#### Task brief
Which lines have the string "components"? Copy all of them from the entries below.

#### Data excerpts
++++
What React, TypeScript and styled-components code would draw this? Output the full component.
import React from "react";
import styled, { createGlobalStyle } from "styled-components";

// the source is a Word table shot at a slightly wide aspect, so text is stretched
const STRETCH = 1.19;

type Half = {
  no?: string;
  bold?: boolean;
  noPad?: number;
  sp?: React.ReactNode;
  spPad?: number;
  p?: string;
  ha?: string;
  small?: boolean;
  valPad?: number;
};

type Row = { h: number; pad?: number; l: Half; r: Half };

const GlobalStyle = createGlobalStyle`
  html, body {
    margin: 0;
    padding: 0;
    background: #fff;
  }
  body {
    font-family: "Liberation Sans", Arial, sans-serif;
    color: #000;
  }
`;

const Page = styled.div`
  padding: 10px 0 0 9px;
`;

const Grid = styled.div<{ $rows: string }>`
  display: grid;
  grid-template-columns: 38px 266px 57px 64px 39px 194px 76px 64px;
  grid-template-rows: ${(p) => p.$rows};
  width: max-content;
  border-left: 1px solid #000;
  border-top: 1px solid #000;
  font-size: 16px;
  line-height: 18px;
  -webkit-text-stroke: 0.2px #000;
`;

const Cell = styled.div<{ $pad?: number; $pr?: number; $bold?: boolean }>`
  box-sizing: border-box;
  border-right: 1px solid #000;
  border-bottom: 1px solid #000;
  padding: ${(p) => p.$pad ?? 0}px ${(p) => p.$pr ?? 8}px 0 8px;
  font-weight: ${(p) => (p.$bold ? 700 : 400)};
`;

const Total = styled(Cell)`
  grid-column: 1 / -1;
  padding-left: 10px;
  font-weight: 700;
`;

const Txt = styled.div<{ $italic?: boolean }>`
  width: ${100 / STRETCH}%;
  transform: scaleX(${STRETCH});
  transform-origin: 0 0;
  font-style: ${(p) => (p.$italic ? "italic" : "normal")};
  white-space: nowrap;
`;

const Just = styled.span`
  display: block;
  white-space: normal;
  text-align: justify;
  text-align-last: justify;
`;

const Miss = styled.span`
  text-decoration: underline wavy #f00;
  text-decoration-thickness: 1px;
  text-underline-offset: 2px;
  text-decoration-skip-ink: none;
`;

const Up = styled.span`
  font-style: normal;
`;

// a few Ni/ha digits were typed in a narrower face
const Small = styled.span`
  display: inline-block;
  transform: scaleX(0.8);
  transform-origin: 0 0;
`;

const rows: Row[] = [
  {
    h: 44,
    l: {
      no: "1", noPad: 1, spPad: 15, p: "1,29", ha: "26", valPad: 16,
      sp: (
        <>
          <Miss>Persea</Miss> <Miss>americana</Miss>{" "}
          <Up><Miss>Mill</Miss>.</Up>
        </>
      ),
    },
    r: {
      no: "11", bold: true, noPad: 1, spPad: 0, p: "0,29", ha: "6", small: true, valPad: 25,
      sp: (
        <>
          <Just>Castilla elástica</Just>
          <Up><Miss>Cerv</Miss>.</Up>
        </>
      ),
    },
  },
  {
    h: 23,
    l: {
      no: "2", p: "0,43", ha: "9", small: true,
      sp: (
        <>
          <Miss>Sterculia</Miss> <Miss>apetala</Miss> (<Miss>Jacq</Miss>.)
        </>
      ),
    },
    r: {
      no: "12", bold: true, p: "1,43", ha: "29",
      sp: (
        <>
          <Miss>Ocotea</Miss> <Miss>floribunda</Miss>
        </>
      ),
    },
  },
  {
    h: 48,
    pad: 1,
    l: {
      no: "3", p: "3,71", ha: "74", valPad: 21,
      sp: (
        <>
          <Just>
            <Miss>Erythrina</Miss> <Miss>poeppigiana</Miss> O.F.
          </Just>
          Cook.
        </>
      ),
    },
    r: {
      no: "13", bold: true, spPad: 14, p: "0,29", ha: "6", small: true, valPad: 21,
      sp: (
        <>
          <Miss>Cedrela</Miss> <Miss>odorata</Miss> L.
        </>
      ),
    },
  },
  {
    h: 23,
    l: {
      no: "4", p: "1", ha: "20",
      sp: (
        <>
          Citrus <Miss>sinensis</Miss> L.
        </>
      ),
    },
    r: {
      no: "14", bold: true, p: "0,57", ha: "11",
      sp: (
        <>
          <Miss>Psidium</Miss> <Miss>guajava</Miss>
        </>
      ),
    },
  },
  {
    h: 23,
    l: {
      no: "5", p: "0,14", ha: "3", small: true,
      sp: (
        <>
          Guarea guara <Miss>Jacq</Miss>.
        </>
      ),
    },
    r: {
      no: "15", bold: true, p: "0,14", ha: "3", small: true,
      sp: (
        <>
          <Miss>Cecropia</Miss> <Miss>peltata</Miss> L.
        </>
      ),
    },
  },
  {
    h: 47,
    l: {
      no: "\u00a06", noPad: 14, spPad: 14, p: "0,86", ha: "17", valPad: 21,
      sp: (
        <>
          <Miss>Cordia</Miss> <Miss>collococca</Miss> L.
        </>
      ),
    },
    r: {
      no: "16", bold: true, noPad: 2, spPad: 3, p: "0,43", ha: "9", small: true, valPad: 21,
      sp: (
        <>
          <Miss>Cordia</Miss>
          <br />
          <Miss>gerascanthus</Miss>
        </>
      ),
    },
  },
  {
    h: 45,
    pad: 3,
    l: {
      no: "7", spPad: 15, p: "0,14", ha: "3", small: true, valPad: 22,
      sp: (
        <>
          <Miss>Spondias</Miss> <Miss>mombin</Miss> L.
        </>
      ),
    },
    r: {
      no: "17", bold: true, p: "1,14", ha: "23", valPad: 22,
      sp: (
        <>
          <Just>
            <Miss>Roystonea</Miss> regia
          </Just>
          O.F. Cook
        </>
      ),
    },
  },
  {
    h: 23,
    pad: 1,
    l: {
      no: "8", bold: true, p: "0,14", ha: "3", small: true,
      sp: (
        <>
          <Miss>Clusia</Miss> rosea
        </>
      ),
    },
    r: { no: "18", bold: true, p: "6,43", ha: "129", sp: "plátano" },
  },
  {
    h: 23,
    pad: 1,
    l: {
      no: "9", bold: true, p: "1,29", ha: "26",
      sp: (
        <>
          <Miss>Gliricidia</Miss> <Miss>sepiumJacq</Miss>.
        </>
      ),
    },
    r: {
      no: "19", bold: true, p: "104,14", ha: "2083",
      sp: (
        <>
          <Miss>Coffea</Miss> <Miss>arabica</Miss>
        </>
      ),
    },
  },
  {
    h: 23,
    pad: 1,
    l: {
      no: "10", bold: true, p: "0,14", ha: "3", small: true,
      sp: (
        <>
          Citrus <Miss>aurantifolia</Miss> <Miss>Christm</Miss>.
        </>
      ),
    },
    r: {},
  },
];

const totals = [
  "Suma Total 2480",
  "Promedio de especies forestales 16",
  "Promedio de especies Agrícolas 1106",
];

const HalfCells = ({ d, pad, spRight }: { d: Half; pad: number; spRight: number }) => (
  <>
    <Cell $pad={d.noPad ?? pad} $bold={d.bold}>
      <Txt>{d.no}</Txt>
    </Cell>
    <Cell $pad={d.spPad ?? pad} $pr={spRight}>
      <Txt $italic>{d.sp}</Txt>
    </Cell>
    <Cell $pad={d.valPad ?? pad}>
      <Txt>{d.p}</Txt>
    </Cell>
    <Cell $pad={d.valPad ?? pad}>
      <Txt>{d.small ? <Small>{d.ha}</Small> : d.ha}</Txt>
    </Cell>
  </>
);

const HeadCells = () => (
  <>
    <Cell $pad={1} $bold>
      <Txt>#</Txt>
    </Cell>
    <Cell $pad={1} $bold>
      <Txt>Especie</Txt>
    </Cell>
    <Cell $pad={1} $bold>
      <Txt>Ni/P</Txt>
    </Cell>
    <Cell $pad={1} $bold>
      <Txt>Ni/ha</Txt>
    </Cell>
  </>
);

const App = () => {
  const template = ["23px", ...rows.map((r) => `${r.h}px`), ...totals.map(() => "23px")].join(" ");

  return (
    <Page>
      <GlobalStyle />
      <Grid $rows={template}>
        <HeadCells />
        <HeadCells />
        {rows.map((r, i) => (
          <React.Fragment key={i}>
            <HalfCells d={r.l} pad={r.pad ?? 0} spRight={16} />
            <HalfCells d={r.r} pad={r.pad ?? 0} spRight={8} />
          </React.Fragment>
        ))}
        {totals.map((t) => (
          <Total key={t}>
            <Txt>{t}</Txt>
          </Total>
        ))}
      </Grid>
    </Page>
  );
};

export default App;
++++
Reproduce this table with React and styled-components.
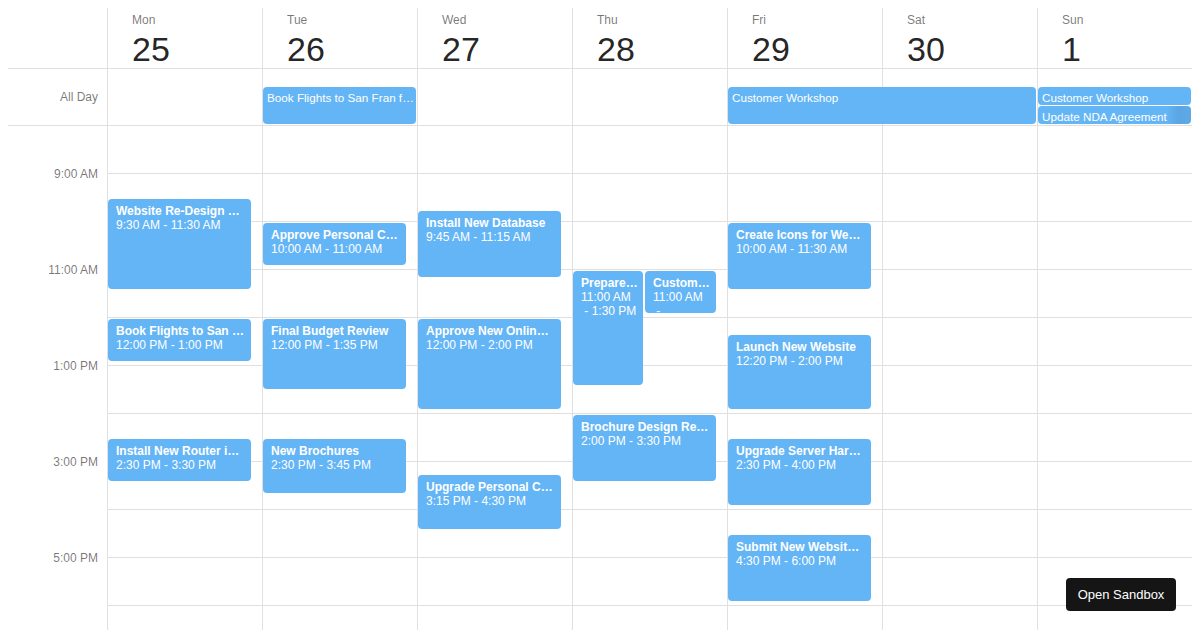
++++
#### Correct output
What React, TypeScript and styled-components code would draw this? Output the full component.
import styled, { createGlobalStyle } from "styled-components";
Reproduce this table with React and styled-components.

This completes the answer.